Posted: 19 May 2004 07:54 PMIndeed, I agree that Göran Söllscher is an excellent player.
On Fisk, that guy is just plain silly. I am convinced he has the technical ability to play almost any conglomeration of notes conceived at a musical instrument for human performance...and make it sound brassy, abrasive, and sometimes downright irritating. His sense of phrase is jagged, angular, jarring; his dynamic sense is one-sided: loud. Still, for the Paganini capricci on guitar, I would recommend noone but Mr. Fisk. Sometimes his over-the-top wankerin' is exactly what a piece calls for.
One more vote for Mr. Dyens! On writing for the guitar, one of my favorite contemporary guitarists/composers must be Roland Dyens. His composition is undeniably modern, but still accessible to most audiences...and the tough stuff is of a difficulty most players can only imagine. Roland's skill with improvisation in a modern classical style is almost entirely unique. His skill with expression is powerful. Roland himself is responsible for a full 50% of the most exciting guitar performances I've ever seen.
Now, on to the status quo. On John Williams, I am a great fan, but not for his recordings (which can come off as a bit dry, almost mechanical). Where Mr. Williams is remarkable is on stage. He is one of the very few guitarists who can concertize without error. The thrill of the music is much more evident when one can see him executing it.
On tone, I am still a great fan of Julian Bream. His use of color is creative, masterful, thoughtful, and mesmerizing. He is a little prone to error in performance, but so is almost every guitarist who isn't John Williams...and his expressive exploitation of tone color forces the hearer to forgive the occasional error.
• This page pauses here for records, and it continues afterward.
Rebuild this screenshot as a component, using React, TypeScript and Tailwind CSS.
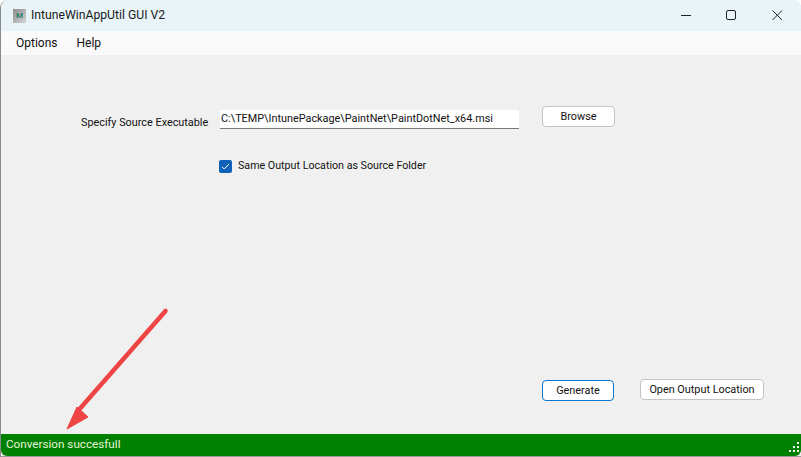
import React from "react";

const font = "font-['Roboto','Open_Sans',sans-serif]";

const App: React.FC = () => {
  return (
    <div className={`relative flex h-[457px] w-[801px] flex-col overflow-hidden rounded-t-lg border-l border-[#8a8a8a] bg-[#f0f0f0] text-[#111] ${font}`}>
      {/* title bar */}
      <div className="flex h-[31px] shrink-0 items-center bg-[#e8f4f7] pl-[12px]">
        <div className="flex h-[14px] w-[13px] items-center justify-center bg-gradient-to-br from-[#8d8d8d] to-[#d6d6d6] text-[8px] font-bold text-[#2f7f6d]">
          M
        </div>
        <span className="ml-[5px] text-[12.2px] text-[#1a1a1a]">IntuneWinAppUtil GUI V2</span>
        <div className="ml-auto flex h-full items-center">
          <svg width="46" height="31" viewBox="0 0 46 31">
            <path d="M12 15.5h10" stroke="#222" strokeWidth="1" fill="none" />
          </svg>
          <svg width="46" height="31" viewBox="0 0 46 31">
            <rect x="11.5" y="10.5" width="9" height="9" rx="1.5" stroke="#222" strokeWidth="1" fill="none" />
          </svg>
          <svg width="40" height="31" viewBox="0 0 40 31">
            <path d="M11.5 10.5l9.5 9.5M21 10.5l-9.5 9.5" stroke="#222" strokeWidth="1" fill="none" />
          </svg>
        </div>
      </div>

      {/* menu bar */}
      <div className="flex h-[24px] shrink-0 items-center gap-[19px] bg-[#fafafa] pl-[15px] text-[12px]">
        <span>Options</span>
        <span>Help</span>
      </div>

      {/* form */}
      <div className="flex min-h-0 flex-1 flex-col pl-[80px] text-[10.85px]">
        <div className="mt-[51px] flex items-start">
          <span className="mt-[9px] w-[139px] whitespace-nowrap leading-[16px]">Specify Source Executable</span>
          <div className="mt-[4px] flex h-[19px] w-[299px] items-center whitespace-nowrap border-b border-[#777] bg-white pl-[1px] pt-[1px]">
            C:\TEMP\IntunePackage\PaintNet\PaintDotNet_x64.msi
          </div>
          <button className="ml-[23px] h-[21px] w-[73px] rounded-[4px] border border-[#c4c4c4] bg-white pt-[2px] text-center">
            Browse
          </button>
        </div>

        <div className="ml-[138px] mt-[27px] flex h-[17px] items-center">
          <span className="flex h-[13px] w-[13px] items-center justify-center rounded-[2px] bg-[#0f62b8]">
            <svg width="9" height="9" viewBox="0 0 9 9">
              <path d="M1 4.8l2.2 2.2L8 2" stroke="#fff" strokeWidth="1" fill="none" />
            </svg>
          </span>
          <span className="ml-[6px] text-[10.7px]">Same Output Location as Source Folder</span>
        </div>

        <div className="mt-auto mb-[33px] flex items-start justify-end pr-[37px]">
          <button className="mt-[1px] h-[21px] w-[72px] rounded-[4px] border border-[#0b75cf] bg-white pt-[2px] text-center">
            Generate
          </button>
          <button className="ml-[26px] h-[21px] w-[124px] rounded-[4px] border border-[#c4c4c4] bg-white pt-[1px] text-center">
            Open Output Location
          </button>
        </div>
      </div>

      {/* status bar */}
      <div className="flex h-[22px] shrink-0 items-center rounded-b-md bg-[#008000] pl-[5px] text-[11.7px] text-[#e8f5d8]">
        Conversion succesfull
        <svg width="12" height="12" viewBox="0 0 12 12" className="ml-auto mr-[1px] mt-[6px]">
          <g fill="#f2f2f2">
            <rect x="9" y="0" width="2" height="2" />
            <rect x="5" y="4" width="2" height="2" />
            <rect x="9" y="4" width="2" height="2" />
            <rect x="1" y="8" width="2" height="2" />
            <rect x="5" y="8" width="2" height="2" />
            <rect x="9" y="8" width="2" height="2" />
          </g>
        </svg>
      </div>
      <div className="h-px shrink-0 bg-[#9a9a9a]" />

      {/* red annotation arrow */}
      <svg width="801" height="457" viewBox="0 0 801 457" className="pointer-events-none absolute -left-px top-0">
        <path d="M165.5 311L77 412" stroke="#ef4444" strokeWidth="4.5" strokeLinecap="round" fill="none" />
        <path d="M67 429L77 407L88 417Z" fill="#ef4444" stroke="#ef4444" strokeWidth="1" strokeLinejoin="round" />
      </svg>
    </div>
  );
};

export default App;
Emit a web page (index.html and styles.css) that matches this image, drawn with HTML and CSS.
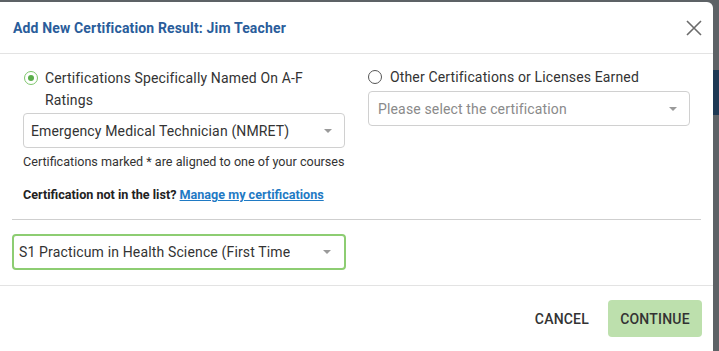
FILE: index.html
```html
<!DOCTYPE html>
<html lang="en">
<head>
  <meta charset="UTF-8">
  <meta name="viewport" content="width=device-width, initial-scale=1.0">
  <title>Add New Certification Result</title>
  <link rel="stylesheet" href="styles.css">
</head>
<body>
  <div class="modal">
    <div class="modal-header">
      <h2 class="modal-title">Add New Certification Result: Jim Teacher</h2>
      <button class="close-btn" aria-label="Close">
        <svg width="16" height="16" viewBox="0 0 16 16"><path d="M1 1L15 15M15 1L1 15" stroke="#6b6b6b" stroke-width="1.6" fill="none"/></svg>
      </button>
    </div>
    <div class="modal-body">
      <div class="cert-columns">
        <div class="cert-col">
          <label class="radio-row">
            <span class="radio checked"></span>
            <span class="radio-text">Certifications Specifically Named On A-F Ratings</span>
          </label>
          <div class="select left-select">
            <span class="select-value">Emergency Medical Technician (NMRET)</span>
            <span class="caret"></span>
          </div>
          <p class="helper">Certifications marked * are aligned to one of your courses</p>
          <p class="not-listed"><b>Certification not in the list?</b> <a href="#">Manage my certifications</a></p>
        </div>
        <div class="cert-col">
          <label class="radio-row right-radio">
            <span class="radio"></span>
            <span class="radio-text">Other Certifications or Licenses Earned</span>
          </label>
          <div class="select right-select">
            <span class="select-value placeholder">Please select the certification</span>
            <span class="caret"></span>
          </div>
        </div>
      </div>
      <hr class="divider">
      <div class="select course-select">
        <span class="select-value clipped">S1 Practicum in Health Science (First Time)</span>
        <span class="caret"></span>
      </div>
    </div>
    <div class="modal-footer">
      <button class="btn-cancel">CANCEL</button>
      <button class="btn-continue">CONTINUE</button>
    </div>
  </div>
  <div class="backdrop-edge">
    <div class="edge-bar"></div>
  </div>
</body>
</html>
```

FILE: styles.css
```css
body {
  margin: 0;
  padding: 0;
  display: flex;
  height: 351px;
  overflow: hidden;
  background-color: #5d6266;
  font-family: Roboto, "Liberation Sans", Arial, sans-serif;
  color: #333;
}
.modal {
  width: 713px;
  margin-top: 2px;
  background: #fff;
  border-radius: 0 6px 0 0;
  flex-shrink: 0;
  height: 360px;
}
.backdrop-edge {
  flex: 1;
}
.edge-bar {
  margin-top: 70px;
  height: 45px;
  background: #1e3954;
}
.modal-header {
  height: 51px;
  display: flex;
  align-items: center;
  justify-content: space-between;
  padding: 0 11px 0 13px;
  border-bottom: 1px solid #e3e3e3;
}
.modal-title {
  margin: 0;
  font-size: 14px;
  font-weight: bold;
  color: #2a5d9b;
  letter-spacing: 0.15px;
}
.close-btn {
  background: none;
  border: none;
  padding: 0;
  width: 16px;
  height: 16px;
  cursor: pointer;
}
.modal-body {
  padding: 13px 12px 15px;
}
.cert-columns {
  display: flex;
  gap: 23px;
  padding: 0 11px;
}
.cert-col {
  width: 322px;
}
.radio-row {
  display: flex;
  align-items: flex-start;
  gap: 7px;
  font-size: 14px;
  line-height: 22px;
  padding-left: 1px;
  letter-spacing: 0.15px;
}
.right-radio {
  padding-left: 0;
  margin-top: -1px;
  gap: 8px;
}
.radio {
  flex-shrink: 0;
  width: 12px;
  height: 12px;
  margin-top: 4px;
  border: 1.5px solid #555;
  border-radius: 50%;
  position: relative;
}
.radio.checked {
  border-color: #7ec66c;
}
.radio.checked::after {
  content: "";
  position: absolute;
  left: 3px;
  top: 3px;
  width: 6px;
  height: 6px;
  border-radius: 50%;
  background: #5aae4a;
}
.select {
  display: flex;
  align-items: center;
  justify-content: space-between;
  box-sizing: border-box;
  border: 1px solid #d0d0d0;
  border-radius: 4px;
  font-size: 14px;
  color: #333;
  letter-spacing: 0.15px;
  padding: 0 12px 0 7px;
}
.left-select {
  height: 35px;
  margin-top: 2px;
}
.right-select {
  height: 35px;
  margin-top: 3px;
  padding-left: 9px;
}
.placeholder {
  color: #8a8a8a;
}
.caret {
  width: 0;
  height: 0;
  border-left: 4px solid transparent;
  border-right: 4px solid transparent;
  border-top: 4px solid #9a9a9a;
}
.helper {
  margin: 5px 0 0;
  font-size: 12.6px;
  line-height: 17px;
  color: #333;
}
.not-listed {
  margin: 16px 0 0;
  font-size: 12.6px;
  line-height: 17px;
  color: #222;
}
.not-listed a {
  color: #1f7ac4;
  font-weight: bold;
}
.divider {
  border: none;
  border-top: 1px solid #cfcfcf;
  margin: 16px 0 14px;
}
.course-select {
  width: 334px;
  height: 36px;
  border: 2px solid #8dcd72;
  padding-left: 5px;
  padding-right: 13px;
}
.clipped {
  display: block;
  width: 271px;
  overflow: hidden;
  white-space: nowrap;
}
.modal-footer {
  border-top: 1px solid #e3e3e3;
  display: flex;
  justify-content: flex-end;
  align-items: flex-start;
  padding: 14px 11px 0 0;
}
.btn-cancel,
.btn-continue {
  font-family: Roboto, "Liberation Sans", Arial, sans-serif;
  font-size: 14px;
  font-weight: 500;
  color: #333;
  border: none;
  height: 37px;
  border-radius: 4px;
  cursor: pointer;
  letter-spacing: 0.2px;
}
.btn-cancel {
  background: none;
  padding: 0 12px;
  margin-right: 7px;
}
.btn-continue {
  background: #bde0ad;
  padding: 0 12px;
  width: 94px;
}
```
For the overall guitarist package, I think David Russell may be the optimized combination of everything a guitarist can be...not the best at any one performance facet, but every facet optimized to an enriched whole...if you follow my incoherent babble.
...And to depart once more from the status quo. On Segovia, OK, most professional guitarists are better than me, but my opinion is valid and somewhat informed. Frankly, by the time he made the bulk of his recordings, he was comfortably "past it." I have a bitter-sweet relationship with Segovia's legacy. Segovia is often credited with rescuing the guitar from obscurity. What he really did was to remake the guitar in his own image--a decidedly post-romantic Spanish image--in a mighty BIG way.
Segovia would have us believe that the guitar had ceased to be as a "serious" instrument after the great age of Sor and Giuliani until Tarrega took it up and Segovia himself brought it to the world. Nonsense! Mertz, Regondi, Zani di Ferranti, Foden, Holland, Bickford, etc., etc.: all celebrated virtuosi in their day, all now neglected or trivialized as parlor entertainment for amateur girls. Very few amateurs can do justice to any of the virtuosic repertoire by that lot!
Segovia's influence extended far beyond repertoire. Before Segovia, Italy and the Germanic lands continued making classical guitars in a style evolved from the likes of Staufer or the Vinaccia family. Before Segovia standardized Hauser's Spanish model, even Herman Hauser made artful guitars with a rich tonal pallet (fuller and less bright than the typical Spanish instrument) that looked nothing like a modern classical guitar. In America, a very distinctive style of classical guitar evolved that, after Segovia, is typically trivialized as "parlor guitar" and nowadays almost always restrung with steel (often after horribly invasive modification of the bracing) whether the original piece was built for steel or not. After Segovia, the only guitars we recognize as classical are those with profiles derived from the mid-19th-c. Torres design.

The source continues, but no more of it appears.